Thursday, June 2, 2016

King Tut’s dagger came from outer space

https://thenypost.files.wordpress.com/2016/06/kingtutdaggercolorcorrecetd-copy.jpg?quality=90&strip=all&w=835
The iron in the dagger blade belonging to the ancient Egyptian King Tutankhamun is thought to be of meteoric origin.
Photo: University of Pisa

June 2, 2016
King Tut’s dagger was out of this world!
The dagger — buried alongside the pharaoh — was made with iron from a meteorite, according to a new analysis of the weapon’s composition.

In 1925, archaeologist Howard Carter found two daggers, one iron and one with a blade of gold, in the wrapping of the teenage Tutankhamun, who was mummified more than 3,300 years ago.

Researchers have been flummoxed for decades by the gold-handled iron blade with a rock crystal pommel, because the dagger’s metal had not rusted, and ironwork was rare in ancient Egypt, The Guardian reported.

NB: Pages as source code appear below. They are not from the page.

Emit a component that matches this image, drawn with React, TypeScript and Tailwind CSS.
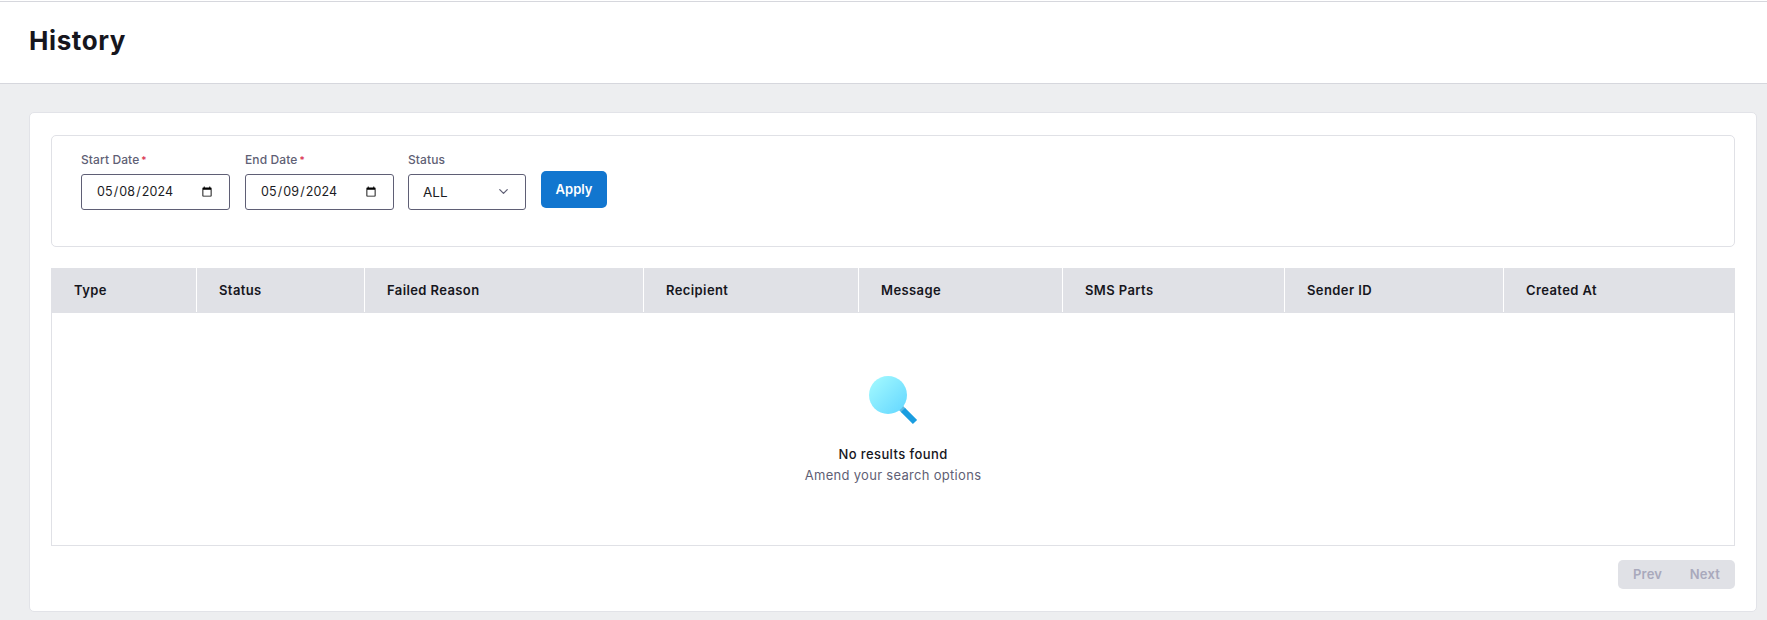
import { ChevronDown } from "lucide-react";

const columns = [
  { label: "Type", width: "w-[145px]", pad: "pl-[23px]" },
  { label: "Status", width: "w-[168px]", pad: "pl-[22px]" },
  { label: "Failed Reason", width: "w-[279px]", pad: "pl-[22px]" },
  { label: "Recipient", width: "w-[215px]", pad: "pl-[22px]" },
  { label: "Message", width: "w-[204px]", pad: "pl-[22px]" },
  { label: "SMS Parts", width: "w-[222px]", pad: "pl-[22px]" },
  { label: "Sender ID", width: "w-[219px]", pad: "pl-[22px]" },
  { label: "Created At", width: "flex-1", pad: "pl-[22px]" },
];

const DateField = ({ label, value }: { label: string; value: string }) => (
  <div className="flex flex-col w-[149px]">
    <label className="h-[22px] text-[12px] leading-[16px] font-medium text-[#5f5f75] tracking-[0.1px]">
      {label}
      <span className="text-[#d92d4b] ml-[2px] text-[10px]">*</span>
    </label>
    <input
      type="date"
      defaultValue={value}
      className="h-[36px] w-full rounded-[3px] border border-[#5f5f75] bg-white pl-[14px] pr-[14px] text-[12.5px] tracking-[0.1px] text-[#1c1c24]"
    />
  </div>
);

const SearchIcon = () => (
  <svg width="50" height="50" viewBox="0 0 50 50">
    <defs>
      <linearGradient id="lens" x1="0" y1="0" x2="1" y2="1">
        <stop offset="0" stopColor="#a6fbff" />
        <stop offset="1" stopColor="#62d6ff" />
      </linearGradient>
    </defs>
    <line x1="32" y1="32" x2="35.5" y2="35.5" stroke="#5cb8e0" strokeWidth="6" />
    <line x1="35" y1="35" x2="47" y2="47" stroke="#1a9de0" strokeWidth="6" />
    <circle cx="20" cy="20" r="19" fill="url(#lens)" />
  </svg>
);

export default function App() {
  return (
    <div className="h-[620px] overflow-hidden bg-[#edeef0] font-['Inter',sans-serif] text-[#16161d]">
      <div className="bg-white pt-[1px]">
        <header className="flex h-[83px] items-center border-t border-b border-[#d6d7dd] bg-white pl-[29px] pb-[4px]">
          <h1 className="text-[26px] font-bold tracking-[0.6px]">History</h1>
        </header>
      </div>

      <main className="pl-[29px] pr-[10px] pt-[28px]">
        <div className="h-[500px] rounded-[5px] border border-[#e2e3e8] bg-white px-[21px] pt-[22px]">
          <section className="flex h-[112px] items-start gap-[15px] rounded-[5px] border border-[#e0e1e6] pl-[29px] pt-[16px]">
            <DateField label="Start Date" value="2024-05-08" />
            <DateField label="End Date" value="2024-05-09" />
            <div className="flex w-[118px] flex-col -ml-[1px]">
              <label className="h-[22px] text-[12px] leading-[16px] font-medium text-[#5f5f75] tracking-[0.1px]">Status</label>
              <div className="relative">
                <select className="h-[36px] w-full appearance-none rounded-[3px] border border-[#5f5f75] bg-white pl-[14px] text-[13.5px] text-[#1c1c24]">
                  <option>ALL</option>
                </select>
                <ChevronDown className="pointer-events-none absolute right-[15px] top-[10px] h-[15px] w-[15px] text-[#5f5f75]" />
              </div>
            </div>
            <button className="mt-[19px] h-[37px] w-[66px] rounded-[5px] bg-[#1276cf] text-[13px] font-semibold text-white">
              Apply
            </button>
          </section>

          <section className="mt-[21px]">
            <div className="flex h-[45px] bg-[#e0e1e6]">
              {columns.map((col, i) => (
                <div
                  key={col.label}
                  className={`${col.width} ${col.pad} flex items-center pt-[1px] text-[13px] font-semibold tracking-[0.4px] mb-[1px] ${
                    i > 0 ? "border-l border-white" : ""
                  }`}
                >
                  {col.label}
                </div>
              ))}
            </div>
            <div className="flex h-[233px] flex-col items-center border-x border-b border-[#e0e1e6] pt-[62px]">
              <SearchIcon />
              <p className="mt-[19px] text-[13px] font-medium leading-[20px] tracking-[0.4px]">No results found</p>
              <p className="mt-[1px] text-[13px] leading-[20px] text-[#5f5f75] tracking-[0.3px]">Amend your search options</p>
            </div>
          </section>

          <div className="mt-[14px] flex justify-end">
            <div className="flex h-[29px] w-[117px] items-center justify-between rounded-[5px] bg-[#e0e1e6] px-[15px] text-[13px] font-semibold text-[#a9a9bc] tracking-[0.2px]">
              <button>Prev</button>
              <button>Next</button>
            </div>
          </div>
        </div>
      </main>
    </div>
  );
}
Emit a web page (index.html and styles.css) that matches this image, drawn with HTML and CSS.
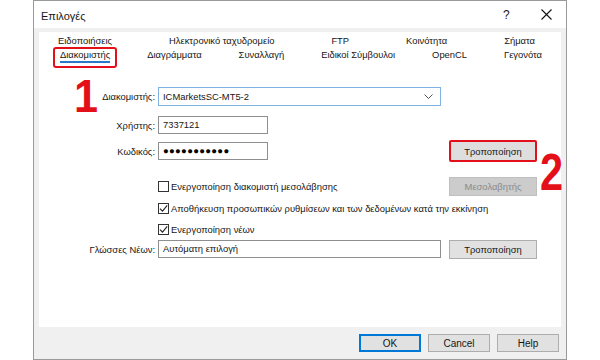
FILE: index.html
```html
<!DOCTYPE html>
<html lang="el">
<head>
<meta charset="utf-8">
<title>Επιλογές</title>
<link rel="stylesheet" href="styles.css">
</head>
<body>
<div class="dialog">
  <div class="titlebar">
    <span class="title">Επιλογές</span>
    <span class="help">?</span>
    <span class="close">
      <svg width="11" height="11" viewBox="0 0 11 11"><path d="M0.5 0.5 L10.5 10.5 M10.5 0.5 L0.5 10.5" stroke="#111" stroke-width="1.1" fill="none"/></svg>
    </span>
  </div>
  <div class="body">
    <div class="panel">
      <div class="tabs">
        <div class="tabrow tabrow-top">
          <span class="tab">Ειδοποιήσεις</span>
          <span class="tab">Ηλεκτρονικό ταχυδρομείο</span>
          <span class="tab">FTP</span>
          <span class="tab">Κοινότητα</span>
          <span class="tab">Σήματα</span>
        </div>
        <div class="tabrow tabrow-bottom">
          <span class="tab tab-active"><span class="tab-label">Διακομιστής</span></span>
          <span class="tab">Διαγράμματα</span>
          <span class="tab">Συναλλαγή</span>
          <span class="tab">Ειδικοί Σύμβουλοι</span>
          <span class="tab">OpenCL</span>
          <span class="tab">Γεγονότα</span>
        </div>
      </div>

      <div class="form">
        <div class="row row-server">
          <span class="label">Διακομιστής:</span>
          <div class="field">
            <div class="combo">
              <span class="combo-text">ICMarketsSC-MT5-2</span>
              <svg class="chevron" width="9" height="5" viewBox="0 0 9 5"><path d="M0.5 0.5 L4.5 4.5 L8.5 0.5" stroke="#555" stroke-width="1" fill="none"/></svg>
            </div>
          </div>
        </div>
        <div class="row row-user">
          <span class="label">Χρήστης:</span>
          <div class="field">
            <div class="input input-short">7337121</div>
          </div>
        </div>
        <div class="row row-pass">
          <span class="label">Κωδικός:</span>
          <div class="field">
            <div class="input input-short input-pass">●●●●●●●●●●●</div>
          </div>
          <div class="btn btn-marked">Τροποποίηση</div>
        </div>
        <div class="row row-cb1">
          <span class="label"></span>
          <div class="field">
            <span class="checkbox"></span>
            <span class="cb-text">Ενεργοποίηση διακομιστή μεσολάβησης</span>
          </div>
          <div class="btn btn-disabled">Μεσολαβητής</div>
        </div>
        <div class="row row-cb2">
          <span class="label"></span>
          <div class="field field-wide">
            <span class="checkbox checked"><svg width="9" height="9" viewBox="0 0 9 9"><path d="M1 4.6 L3.5 7.2 L8.2 1.4" stroke="#222" stroke-width="1.1" fill="none"/></svg></span>
            <span class="cb-text">Αποθήκευση προσωπικών ρυθμίσεων και των δεδομένων κατά την εκκίνηση</span>
          </div>
        </div>
        <div class="row row-cb3">
          <span class="label"></span>
          <div class="field">
            <span class="checkbox checked"><svg width="9" height="9" viewBox="0 0 9 9"><path d="M1 4.6 L3.5 7.2 L8.2 1.4" stroke="#222" stroke-width="1.1" fill="none"/></svg></span>
            <span class="cb-text">Ενεργοποίηση νέων</span>
          </div>
        </div>
        <div class="row row-lang">
          <span class="label">Γλώσσες Νέων:</span>
          <div class="field">
            <div class="input input-long">Αυτόματη επιλογή</div>
          </div>
          <div class="btn">Τροποποίηση</div>
        </div>
      </div>
    </div>

    <div class="buttonbar">
      <div class="btn btn-bar btn-default">OK</div>
      <div class="btn btn-bar">Cancel</div>
      <div class="btn btn-bar">Help</div>
    </div>
  </div>

  <div class="mark mark-1">1</div>
  <div class="mark mark-2">2</div>
</div>
</body>
</html>
```

FILE: styles.css
```css
* {
  box-sizing: border-box;
}

html, body {
  margin: 0;
  padding: 0;
  background: #ffffff;
}

body {
  width: 600px;
  height: 360px;
  overflow: hidden;
  font-family: "Liberation Sans", Arial, sans-serif;
  font-size: 9.4px;
  color: #161616;
}

.dialog {
  position: relative;
  width: 534px;
  height: 360px;
  margin: 0 auto;
  border: 1px solid #9a9a9a;
  background: #f0f0f0;
  display: flex;
  flex-direction: column;
}

.titlebar {
  height: 27px;
  background: #ffffff;
  display: flex;
  align-items: center;
  padding-left: 7px;
  flex: none;
}

.title {
  font-size: 11px;
  flex: 1;
  margin-top: 2px;
}

.help {
  font-size: 12px;
  width: 10px;
  margin-right: 28px;
  margin-top: 1px;
}

.close {
  display: flex;
  width: 11px;
  height: 11px;
  margin-right: 14px;
}

.body {
  flex: 1;
  display: flex;
  flex-direction: column;
}

.panel {
  margin: 4px 5px 0;
  height: 295px;
  background: #ffffff;
  flex: none;
}

/* tabs */
.tabs {
  padding-top: 2px;
}

.tabrow {
  display: flex;
  justify-content: space-between;
  align-items: flex-start;
  height: 14px;
  line-height: 14px;
}

.tabrow-top {
  padding: 0 26px 0 19px;
}

.tabrow-bottom {
  padding: 0 19px 0 21px;
}

.tab {
  white-space: nowrap;
}

.tab-active {
  border: 2px solid #e3101a;
  border-radius: 3px;
  padding: 0 5px 3px;
  margin: -1px -7px -6px;
}

.tab-label {
  display: block;
  line-height: 12px;
  border-bottom: 2px solid #2a78c8;
}

/* form */
.form {
  margin-top: 25px;
  display: flex;
  flex-direction: column;
}

.row {
  display: flex;
  align-items: center;
  height: 18px;
}

.row-server { height: 19px; }
.row-user { margin-top: 10px; }
.row-pass { margin-top: 8px; }
.row-cb1 { margin-top: 17px; }
.row-cb2 { margin-top: 4px; }
.row-cb3 { margin-top: 3px; }
.row-lang { margin-top: 2px; }

.label {
  width: 116px;
  margin-right: 3px;
  text-align: right;
  white-space: nowrap;
  flex: none;
}

.field {
  width: 283px;
  height: 100%;
  margin-right: 8px;
  display: flex;
  align-items: center;
  flex: none;
}

.field-wide {
  width: auto;
}

.combo {
  width: 283px;
  height: 19px;
  border: 1px solid #7fb1e3;
  display: flex;
  align-items: center;
  padding: 0 7px 0 4px;
  background: #fff;
}

.combo-text {
  flex: 1;
}

.chevron {
  display: block;
}

.input {
  height: 18px;
  border: 1px solid #8f8f8f;
  background: #fff;
  padding: 0 4px;
  line-height: 16px;
  white-space: nowrap;
}

.input-short {
  width: 110px;
}

.input-long {
  width: 283px;
}

.input-pass {
  font-size: 9.5px;
  letter-spacing: 0.3px;
  line-height: 16px;
  color: #000;
}

.checkbox {
  width: 11px;
  height: 11px;
  border: 1px solid #333;
  background: #fff;
  display: flex;
  align-items: center;
  justify-content: center;
  flex: none;
  margin-right: 2px;
}

.checkbox svg {
  display: block;
}

.cb-text {
  white-space: nowrap;
}

.btn {
  width: 88px;
  height: 19px;
  background: #e1e1e1;
  border: 1px solid #adadad;
  display: flex;
  align-items: center;
  justify-content: center;
  white-space: nowrap;
  flex: none;
}

.btn-marked {
  height: 22px;
  border: 2px solid #e3101a;
  border-radius: 2px;
  background: #dedede;
}

.btn-disabled {
  background: #cccccc;
  border-color: #bfbfbf;
  color: #8a8a8a;
}

.buttonbar {
  display: flex;
  justify-content: flex-end;
  gap: 7px;
  padding: 7px 7px 0 0;
}

.btn-bar {
  width: 62px;
  height: 18px;
  font-size: 10px;
}

.btn-default {
  border: 1px solid #0078d7;
  box-shadow: inset 0 0 0 1px #0078d7;
}

/* annotation numerals */
.mark {
  position: absolute;
  font-family: "Liberation Sans", Arial, sans-serif;
  font-weight: bold;
  color: #e3101a;
  line-height: 1;
  transform-origin: left top;
}

.mark-1 {
  font-size: 47px;
  left: 40px;
  top: 71px;
  transform: scaleX(0.92);
}

.mark-2 {
  font-size: 52px;
  left: 506px;
  top: 145px;
  transform: scaleX(0.8);
}
```
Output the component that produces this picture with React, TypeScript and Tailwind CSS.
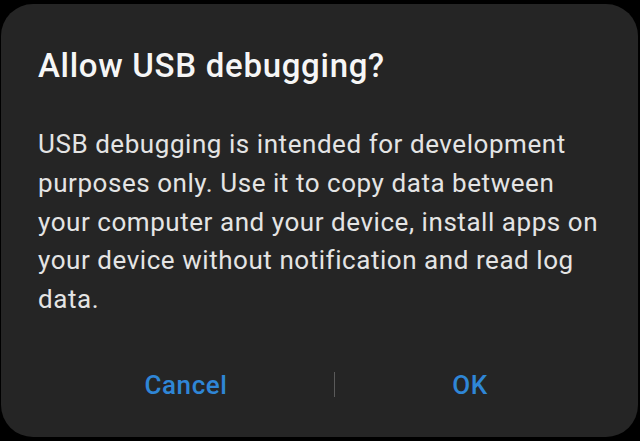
export default function App() {
  return (
    <div
      className="w-[640px] h-[441px] bg-black overflow-hidden pt-[4px] pl-[1px]"
      style={{ fontFamily: 'Roboto, "Noto Sans", sans-serif' }}
    >
      <div className="w-[637px] h-[433px] rounded-[32px] bg-[#252525] flex flex-col">
        <h1 className="pl-[37px] pt-[42px] text-[33px] leading-[40px] font-medium text-[#f6f6f6] tracking-[0.7px]">
          Allow USB debugging?
        </h1>
        <p className="pl-[37px] pr-[33px] mt-[39px] text-[26px] leading-[38.75px] text-[#e4e4e4] tracking-[0.55px]">
          USB debugging is intended for development purposes only. Use it to copy data between your
          computer and your device, install apps on your device without notification and read log
          data.
        </p>
        <div className="flex items-center mt-[46px] pl-[37px] h-[40px]">
          <button className="w-[296px] text-center text-[26px] leading-[40px] font-medium text-[#2f86d6] tracking-[0.6px]">
            Cancel
          </button>
          <div className="w-px h-[25px] bg-[#5a5a5a]" />
          <button className="w-[270px] text-center text-[26px] leading-[40px] font-medium text-[#2f86d6] tracking-[0.6px]">
            OK
          </button>
        </div>
      </div>
    </div>
  );
}
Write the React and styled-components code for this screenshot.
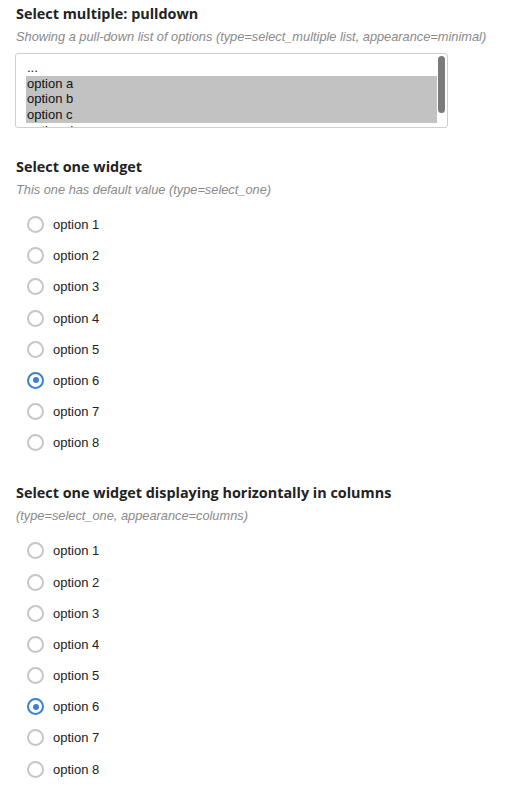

Researchers, led by Daniela Comelli of the Polytechnic University of Milan, analyzed the blade with an X-ray fluorescence spectrometer and found that its nickel and cobalt content “strongly suggests an extraterrestrial origin,” the paper reported.

They compared the composition to known meteorites within about 1,200 miles around the Red Sea coast of Egypt and found similar levels in one meteorite — Kharga.

It was found 150 miles west of Alexandria, at the seaport city of Mersa Matruh, which in the fourth century BC was known as Amunia, the paper reported.

“As the only two valuable iron artifacts from ancient Egypt so far accurately analyzed are of meteoritic origin, we suggest that ancient Egyptians attributed great value to meteoritic iron for the production of fine ornamental or ceremonial objects,” the team that studied the knife wrote, according to the research published in the journal Meteorics & Planetary Science.

They noted that around the 13th century BC, a term “literally translated as ‘iron of the sky’ came into use … to describe all types of iron.”
And ancient Egyptians would have revered celestial objects, according to Joyce Tyldesley, an Egyptologist at the University of Manchester.

“The sky was very important to the ancient Egyptians,” she told Nature. “Something that falls from the sky is going to be considered as a gift from the gods.”

The blade’s high quality suggests that King Tut, who lived during the latest stage of the Bronze Age, was supported by skilled ironworkers despite the material’s relative rarity.
The dagger may not be the only item created from extraterrestrial rocks in Tut’s tomb.

In 2006, an Austrian scientist proposed that an unusual yellowish gem — shaped as a scarab in Tut’s burial necklace — is actually glass created in the heat of a meteorite crashing into sand.

“It would be very interesting to analyze more pre-Iron Age artifacts, such as other iron objects found in King Tut’s tomb,” Comelli told Discovery News. “We could gain precious insights into metal working technologies in ancient Egypt and the Mediterranean.”